In 1832, President Andrew Jackson went to war with Congress over the Second Bank of the United States. His innate distrust of centralized economic power, the beginnings of American populism, led him to veto a bill that would renew the bank’s charter. This set up a confrontation with the Congress that, if you squinted hard enough from its height, you could even see the Civil War coming. The First Bank of the United States also had been born in controversy; it split the administration of George Washington, The Second Bank of the United States, chartered in the wake of the War of 1812, had overcome some early chicanery by its operators to become a solid institution. But its adherents had not reckoned with Andy Jackson.

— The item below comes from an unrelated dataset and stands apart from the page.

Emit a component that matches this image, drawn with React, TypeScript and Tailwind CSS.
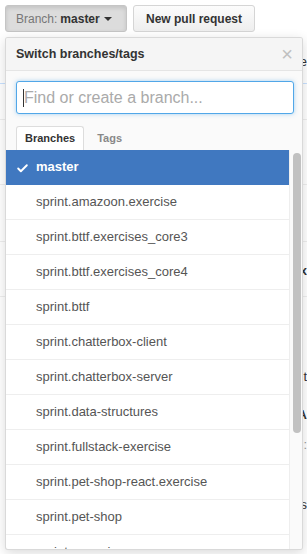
import { Check } from "lucide-react";

const BRANCHES = [
    "master",
    "sprint.amazoon.exercise",
    "sprint.bttf.exercises_core3",
    "sprint.bttf.exercises_core4",
    "sprint.bttf",
    "sprint.chatterbox-client",
    "sprint.chatterbox-server",
    "sprint.data-structures",
    "sprint.fullstack-exercise",
    "sprint.pet-shop-react.exercise",
    "sprint.pet-shop",
    "sprint.recursion",
];

export default function App() {
    return (
        <div className="relative w-[307px] h-[554px] overflow-hidden bg-white font-['Liberation_Sans',Arial,sans-serif] text-[#333]">
            {/* Toolbar */}
            <div className="flex gap-[6px] pl-[5px] pt-[5px]">
                <div className="flex items-center h-[27px] w-[122px] px-[10px] rounded-[3px] border border-[#c5c5c5] bg-[#dcdcdc] shadow-[inset_0_2px_4px_rgba(0,0,0,0.12)] text-[12px]">
                    <span className="text-[#777]">Branch:</span>
                    <span className="ml-[3px] font-bold text-[#333]">master</span>
                    <span className="ml-[4px] mt-[1px] w-0 h-0 border-x-[4px] border-x-transparent border-t-[4px] border-t-[#333]" />
                </div>
                <div className="flex items-center justify-center h-[27px] w-[122px] rounded-[3px] border border-[#d5d5d5] bg-gradient-to-b from-[#fcfcfc] to-[#eeeeee] text-[12px] font-bold text-[#333]">
                    New pull request
                </div>
            </div>

            {/* Page content peeking out behind the menu */}
            <div className="mt-[5px] flex flex-col text-[13px] text-[#333]">
                <div className="h-[10px]" />
                <div className="h-[37px] border-b border-[#c8e1ff] text-right pr-0 leading-[30px]">e</div>
                <div className="h-[36px] border-b border-[#eee]" />
                <div className="h-[65px] border-b border-[#eee]" />
                <div className="h-[57px] border-b border-[#eee]" />
                <div className="h-[55px] border-b border-[#eee] font-bold text-right leading-[58px]">x</div>
                <div className="h-[78px] text-right leading-[160px]">t</div>
                <div className="h-[40px] text-right font-bold leading-[80px]">A</div>
                <div className="h-[60px] text-right leading-[60px] text-[#999]">:</div>
                <div className="h-[60px] text-right leading-[60px]">s</div>
            </div>

            {/* Branch select menu */}
            <div className="absolute left-[5px] top-[37px] w-[298px] h-[513px] flex flex-col rounded-[3px] border border-[rgba(0,0,0,0.15)] bg-white shadow-[0_3px_12px_rgba(0,0,0,0.15)] overflow-hidden">
                <div className="flex items-center justify-between h-[33px] px-[10px] bg-[#f5f5f5] border-b border-[#e5e5e5]">
                    <span className="text-[12.5px] font-bold text-[#333]">Switch branches/tags</span>
                    <span className="text-[20px] leading-none text-[#c0c0c0] mr-[-1px]">×</span>
                </div>

                <div className="bg-[#fafafa] pt-[10px] pl-[10px] pr-[8px]">
                    <div className="flex items-center h-[33px] rounded-[3px] border border-[#51a7e8] bg-white shadow-[0_0_4px_rgba(81,167,232,0.5)] px-[6px]">
                        <span className="w-px h-[18px] bg-[#333]" />
                        <span className="text-[16px] text-[#aaa]">Find or create a branch...</span>
                    </div>
                    <div className="flex mt-[12px] h-[24px] text-[11px] font-bold">
                        <div className="flex items-center px-[8px] bg-white border border-b-0 border-[#ddd] rounded-t-[3px] text-[#333]">Branches</div>
                        <div className="flex items-center px-[13px] text-[#888]">Tags</div>
                    </div>
                </div>

                <div className="flex flex-1 overflow-hidden">
                    <div className="flex flex-col w-[283px] overflow-hidden">
                        {BRANCHES.map((b, i) => (
                            <div
                                key={b}
                                className={`relative shrink-0 flex items-center h-[35px] pl-[30px] border-b text-[13px] ${i === 0 ? "bg-[#4078c0] border-[#4078c0] text-white font-bold" : "border-[#eee] text-[#555]"}`}
                            >
                                {i === 0 && (
                                    <Check className="absolute left-[10px] top-[12px]" size={13} strokeWidth={3.5} color="white" />
                                )}
                                {b}
                            </div>
                        ))}
                    </div>
                    <div className="flex-1 border-l border-[#eee] bg-[#fafafa] pl-[3px] pt-[3px]">
                        <div className="w-[8px] h-[280px] rounded-full bg-[#c1c1c1]" />
                    </div>
                </div>
            </div>
        </div>
    );
}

Jackson came to the presidency with a deep sense of grievance against his enemies, real and imagined, in the existing political establishment and with a conviction that the government had fallen from Jeffersonian austerity into profligacy and corruption. This he was determined to reverse. The Bank was barely mentioned in Jackson's 1828 successful campaign against incumbent John Quincy Adams. But, after assuming office, Jackson learned of branch officers using the Bank as what one Jackson partisan called “an engine of political oppression” against his followers. Asked to explain, Bank president Biddle pronounced the charges “entirely groundless.” He affirmed the Bank's forbearance from politics-and its complete independence from executive control…

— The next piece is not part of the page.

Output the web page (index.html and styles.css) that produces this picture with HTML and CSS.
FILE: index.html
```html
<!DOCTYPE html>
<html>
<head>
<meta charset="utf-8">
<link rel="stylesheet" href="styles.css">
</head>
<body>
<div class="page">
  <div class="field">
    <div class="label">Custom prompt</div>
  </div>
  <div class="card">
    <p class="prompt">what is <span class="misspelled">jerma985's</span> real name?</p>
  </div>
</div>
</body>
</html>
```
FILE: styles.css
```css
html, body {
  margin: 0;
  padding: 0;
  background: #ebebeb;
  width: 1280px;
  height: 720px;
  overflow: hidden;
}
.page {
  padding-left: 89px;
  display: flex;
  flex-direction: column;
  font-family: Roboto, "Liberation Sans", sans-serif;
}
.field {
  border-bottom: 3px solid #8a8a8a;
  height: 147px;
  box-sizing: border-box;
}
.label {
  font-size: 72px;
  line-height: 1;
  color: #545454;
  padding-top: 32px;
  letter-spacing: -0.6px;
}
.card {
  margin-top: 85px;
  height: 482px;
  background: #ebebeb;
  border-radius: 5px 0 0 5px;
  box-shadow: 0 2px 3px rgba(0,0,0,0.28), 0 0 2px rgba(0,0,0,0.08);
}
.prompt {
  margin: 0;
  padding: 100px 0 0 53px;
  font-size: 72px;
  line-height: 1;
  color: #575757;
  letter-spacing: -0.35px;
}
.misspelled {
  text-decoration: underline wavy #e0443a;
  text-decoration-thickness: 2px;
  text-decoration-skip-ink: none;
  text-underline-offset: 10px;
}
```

…The Bank's constitutionality and expediency were “well questioned,” said Jackson, “and it must be admitted by all that it has failed in the great end of establishing a uniform and sound currency.” It was a statement at variance with facts. The Bank's notes, unlike those of many state-chartered banks, circulated everywhere at face value, their integrity unquestioned. They were as good as gold.
If all of this sounds very familiar, it should. The current president looks upon Jackson as a role model.
And in a devastating irony, one of the primary architects of Jackson’s strategy was James Alexander Hamilton, the son of the earlier aerated Founding Father. The younger Hamilton concocted the theory that a national bank was facially unconstitutional, something that must have set Daddy spinning. In his veto message, Jackson denounced the bank as a vehicle for a privileged elite.
In the full enjoyment of the gifts of Heaven and the fruits of superior industry, economy, and virtue, every man is equally entitled to protection by law; but when the laws undertake to add to these a natural and just advantages artificial distinctions, to grant titles, gratuities, and exclusive privileges, to make the rich richer and the potent more powerful, the humble members of society-the farmers, mechanics, and laborers-who have neither the time nor the means of securing like favors to themselves, have a right to complain of the injustice of their Government.
One of Jackson’s primary opponents in Congress was Daniel Webster, then a senator from Massachusetts. In a response to Jackson's veto, Webster framed the issue as being over separation of powers and the limits of the presidency.
But if the president thinks lightly of the authority of Congress in construing the Constitution, he thinks still more lightly of the authority of the Supreme Court. He asserts a right of individual judgment on constitutional questions, which is totally inconsistent with any proper administration of the government or any regular execution of the laws. Social disorder, entire uncertainty in regard to individual rights and individual duties, the cessation of legal authority, confusion, the dissolution of free government—all these are the inevitable consequences of the principles adopted by the message, whenever they shall be carried to their full extent. Hitherto it has been thought that the final decision of constitutional questions belonged to the supreme judicial tribunal. The very nature of free government, it has been supposed, enjoins this; and our Constitution, moreover, has been understood so to provide, clearly and expressly. It is true, that each branch of the legislature has an undoubted right, in the exercise of its functions, to consider the constitutionality of a law proposed to be passed. This is naturally a part of its duty; and neither branch can be compelled to pass any law, or do any other act, which it deems to be beyond the reach of its constitutional power.
Jackson eventually won the issue. The Bank of the US was not rechartered, and Congress reacted by dropping the first censure of a president on him. Which didn’t matter because he had his allies rescind it later. And the question went rolling on through the rest of American political history, contained within agreed-upon limits, until this year, when it became unclear what those limits really were.
History has been doing too much rhyming in the past three decades since January 20.